* _EXERCISE TASK_
Gather from the listing below each line that includes the word "this", and copy it.

########

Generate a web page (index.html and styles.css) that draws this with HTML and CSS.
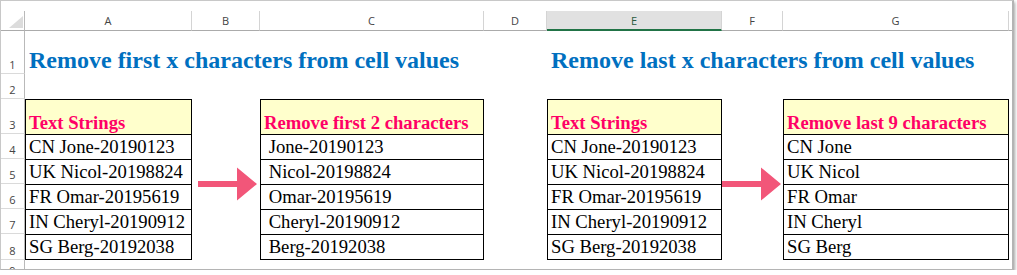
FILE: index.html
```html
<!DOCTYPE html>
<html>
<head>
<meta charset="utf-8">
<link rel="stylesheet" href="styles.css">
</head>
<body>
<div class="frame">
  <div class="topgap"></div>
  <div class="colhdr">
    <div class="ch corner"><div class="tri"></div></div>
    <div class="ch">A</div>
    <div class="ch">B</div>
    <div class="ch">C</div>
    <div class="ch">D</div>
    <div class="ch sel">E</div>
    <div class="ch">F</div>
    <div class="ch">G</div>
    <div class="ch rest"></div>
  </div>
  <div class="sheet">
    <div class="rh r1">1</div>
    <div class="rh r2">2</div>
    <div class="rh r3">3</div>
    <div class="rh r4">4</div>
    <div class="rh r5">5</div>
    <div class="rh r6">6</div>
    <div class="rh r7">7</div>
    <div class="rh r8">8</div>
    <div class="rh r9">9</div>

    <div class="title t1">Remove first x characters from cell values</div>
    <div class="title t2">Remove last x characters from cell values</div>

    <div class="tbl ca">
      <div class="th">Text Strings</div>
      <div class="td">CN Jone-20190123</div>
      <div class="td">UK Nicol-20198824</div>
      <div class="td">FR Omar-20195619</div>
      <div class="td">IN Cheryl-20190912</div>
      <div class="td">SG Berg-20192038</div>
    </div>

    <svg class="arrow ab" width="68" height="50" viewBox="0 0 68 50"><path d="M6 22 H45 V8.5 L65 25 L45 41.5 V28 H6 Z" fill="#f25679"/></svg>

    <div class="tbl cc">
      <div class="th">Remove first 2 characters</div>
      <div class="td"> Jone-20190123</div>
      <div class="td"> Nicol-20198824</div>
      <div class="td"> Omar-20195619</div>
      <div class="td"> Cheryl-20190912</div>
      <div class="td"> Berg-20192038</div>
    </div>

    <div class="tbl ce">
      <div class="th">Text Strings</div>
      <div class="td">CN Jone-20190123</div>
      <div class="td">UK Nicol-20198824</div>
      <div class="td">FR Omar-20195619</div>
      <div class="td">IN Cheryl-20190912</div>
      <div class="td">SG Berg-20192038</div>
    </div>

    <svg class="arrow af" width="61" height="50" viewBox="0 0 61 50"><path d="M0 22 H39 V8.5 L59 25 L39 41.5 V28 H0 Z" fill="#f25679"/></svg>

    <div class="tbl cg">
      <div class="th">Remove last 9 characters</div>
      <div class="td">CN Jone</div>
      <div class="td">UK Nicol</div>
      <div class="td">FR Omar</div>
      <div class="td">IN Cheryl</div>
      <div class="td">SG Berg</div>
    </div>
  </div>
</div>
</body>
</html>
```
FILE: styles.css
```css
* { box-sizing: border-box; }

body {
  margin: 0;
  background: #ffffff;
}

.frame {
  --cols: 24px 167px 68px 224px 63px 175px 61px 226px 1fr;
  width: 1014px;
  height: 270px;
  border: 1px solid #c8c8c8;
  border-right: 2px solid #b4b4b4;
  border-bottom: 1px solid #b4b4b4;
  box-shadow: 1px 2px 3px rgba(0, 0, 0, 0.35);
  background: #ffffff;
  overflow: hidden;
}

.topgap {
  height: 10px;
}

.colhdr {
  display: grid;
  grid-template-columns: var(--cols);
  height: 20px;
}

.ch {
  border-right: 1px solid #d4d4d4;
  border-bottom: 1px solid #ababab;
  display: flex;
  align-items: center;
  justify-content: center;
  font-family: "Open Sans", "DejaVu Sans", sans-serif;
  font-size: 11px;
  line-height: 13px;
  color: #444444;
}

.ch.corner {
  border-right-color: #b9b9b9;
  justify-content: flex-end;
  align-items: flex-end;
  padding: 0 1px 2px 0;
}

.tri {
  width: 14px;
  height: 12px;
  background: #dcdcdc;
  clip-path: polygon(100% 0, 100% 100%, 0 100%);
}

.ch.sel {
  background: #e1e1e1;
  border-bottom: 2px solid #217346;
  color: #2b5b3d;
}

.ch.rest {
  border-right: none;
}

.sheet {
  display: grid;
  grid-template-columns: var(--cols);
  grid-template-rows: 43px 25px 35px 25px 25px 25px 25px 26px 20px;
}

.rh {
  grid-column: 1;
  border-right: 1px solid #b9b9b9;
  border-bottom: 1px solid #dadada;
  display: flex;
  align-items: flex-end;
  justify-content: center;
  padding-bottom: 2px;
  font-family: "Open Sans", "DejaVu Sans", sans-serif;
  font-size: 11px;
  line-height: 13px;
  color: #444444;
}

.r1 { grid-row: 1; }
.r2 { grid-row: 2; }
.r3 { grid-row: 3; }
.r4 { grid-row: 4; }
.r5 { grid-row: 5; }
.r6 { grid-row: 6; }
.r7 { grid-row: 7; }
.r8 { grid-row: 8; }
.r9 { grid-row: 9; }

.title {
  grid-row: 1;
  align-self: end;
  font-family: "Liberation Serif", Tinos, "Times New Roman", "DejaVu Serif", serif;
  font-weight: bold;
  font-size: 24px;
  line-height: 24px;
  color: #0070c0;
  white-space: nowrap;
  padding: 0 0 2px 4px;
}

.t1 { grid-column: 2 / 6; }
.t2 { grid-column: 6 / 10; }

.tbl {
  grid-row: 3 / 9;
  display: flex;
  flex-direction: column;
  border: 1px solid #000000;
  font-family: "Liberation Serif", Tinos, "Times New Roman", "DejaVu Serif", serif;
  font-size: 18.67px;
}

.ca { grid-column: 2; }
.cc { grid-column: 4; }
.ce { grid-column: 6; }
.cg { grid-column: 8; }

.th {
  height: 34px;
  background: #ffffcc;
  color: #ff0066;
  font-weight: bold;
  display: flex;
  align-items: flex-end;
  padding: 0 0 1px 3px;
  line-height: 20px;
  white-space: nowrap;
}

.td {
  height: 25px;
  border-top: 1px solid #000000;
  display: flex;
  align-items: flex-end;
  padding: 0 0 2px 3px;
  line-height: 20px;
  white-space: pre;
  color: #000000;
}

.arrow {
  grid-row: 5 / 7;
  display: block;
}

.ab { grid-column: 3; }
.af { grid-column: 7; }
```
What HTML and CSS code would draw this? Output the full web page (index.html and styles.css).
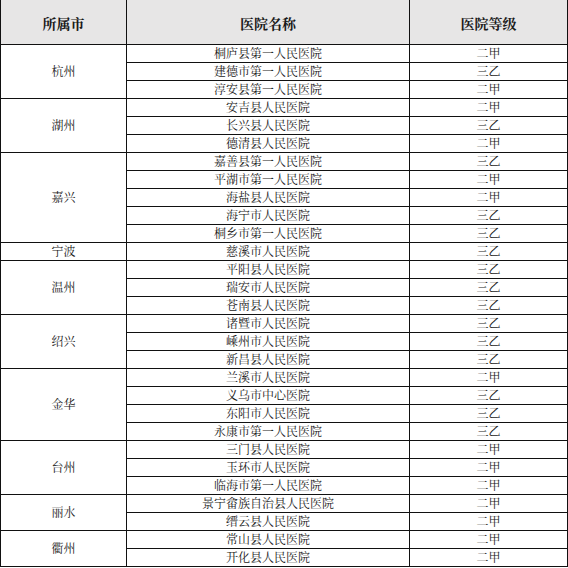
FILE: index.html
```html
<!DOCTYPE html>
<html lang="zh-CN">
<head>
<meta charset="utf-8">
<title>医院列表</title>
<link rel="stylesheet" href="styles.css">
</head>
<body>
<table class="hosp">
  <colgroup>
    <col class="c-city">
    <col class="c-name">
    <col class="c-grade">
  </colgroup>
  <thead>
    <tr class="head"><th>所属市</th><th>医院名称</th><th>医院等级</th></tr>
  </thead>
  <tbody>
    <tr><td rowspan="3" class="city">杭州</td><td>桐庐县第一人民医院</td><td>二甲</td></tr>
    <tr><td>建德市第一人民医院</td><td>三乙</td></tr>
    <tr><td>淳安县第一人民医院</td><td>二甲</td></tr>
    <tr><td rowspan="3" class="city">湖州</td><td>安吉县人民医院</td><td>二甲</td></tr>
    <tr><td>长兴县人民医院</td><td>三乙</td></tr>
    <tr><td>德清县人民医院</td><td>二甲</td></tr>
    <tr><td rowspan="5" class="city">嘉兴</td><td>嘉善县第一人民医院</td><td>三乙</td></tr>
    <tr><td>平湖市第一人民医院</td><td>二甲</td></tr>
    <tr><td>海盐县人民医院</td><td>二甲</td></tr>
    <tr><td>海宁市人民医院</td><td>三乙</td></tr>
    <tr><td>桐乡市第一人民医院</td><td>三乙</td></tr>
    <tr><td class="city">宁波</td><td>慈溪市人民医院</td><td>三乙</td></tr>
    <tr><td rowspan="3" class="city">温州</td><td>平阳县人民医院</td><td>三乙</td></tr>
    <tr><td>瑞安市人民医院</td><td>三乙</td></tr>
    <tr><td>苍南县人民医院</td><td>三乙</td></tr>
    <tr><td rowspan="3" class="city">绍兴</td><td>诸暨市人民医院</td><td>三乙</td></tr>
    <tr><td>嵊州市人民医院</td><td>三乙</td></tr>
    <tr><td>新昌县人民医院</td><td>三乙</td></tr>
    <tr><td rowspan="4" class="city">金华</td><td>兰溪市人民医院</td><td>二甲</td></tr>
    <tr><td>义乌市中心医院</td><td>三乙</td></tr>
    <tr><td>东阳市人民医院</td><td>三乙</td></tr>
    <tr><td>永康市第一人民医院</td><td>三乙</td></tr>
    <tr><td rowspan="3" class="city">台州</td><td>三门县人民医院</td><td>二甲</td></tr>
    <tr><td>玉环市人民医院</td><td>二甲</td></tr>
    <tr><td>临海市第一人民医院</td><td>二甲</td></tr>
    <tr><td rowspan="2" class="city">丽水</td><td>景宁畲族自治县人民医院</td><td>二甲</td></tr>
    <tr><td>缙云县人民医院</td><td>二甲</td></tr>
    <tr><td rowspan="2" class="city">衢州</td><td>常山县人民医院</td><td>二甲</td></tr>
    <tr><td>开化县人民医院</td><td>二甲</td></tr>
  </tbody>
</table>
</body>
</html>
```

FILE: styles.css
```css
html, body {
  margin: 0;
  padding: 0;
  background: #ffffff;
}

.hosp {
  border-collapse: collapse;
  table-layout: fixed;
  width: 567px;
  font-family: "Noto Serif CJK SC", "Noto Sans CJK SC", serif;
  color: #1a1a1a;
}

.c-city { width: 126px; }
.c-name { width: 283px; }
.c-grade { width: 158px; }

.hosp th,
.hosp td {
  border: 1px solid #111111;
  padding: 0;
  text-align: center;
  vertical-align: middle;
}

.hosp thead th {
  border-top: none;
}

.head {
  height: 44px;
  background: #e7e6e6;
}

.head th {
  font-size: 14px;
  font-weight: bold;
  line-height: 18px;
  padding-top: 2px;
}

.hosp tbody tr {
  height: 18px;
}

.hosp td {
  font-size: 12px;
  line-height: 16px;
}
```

########

* _THE COMPLETED TASK_
Generate a web page (index.html and styles.css) that draws this with HTML and CSS.
What HTML and CSS code would draw this? Output the full web page (index.html and styles.css).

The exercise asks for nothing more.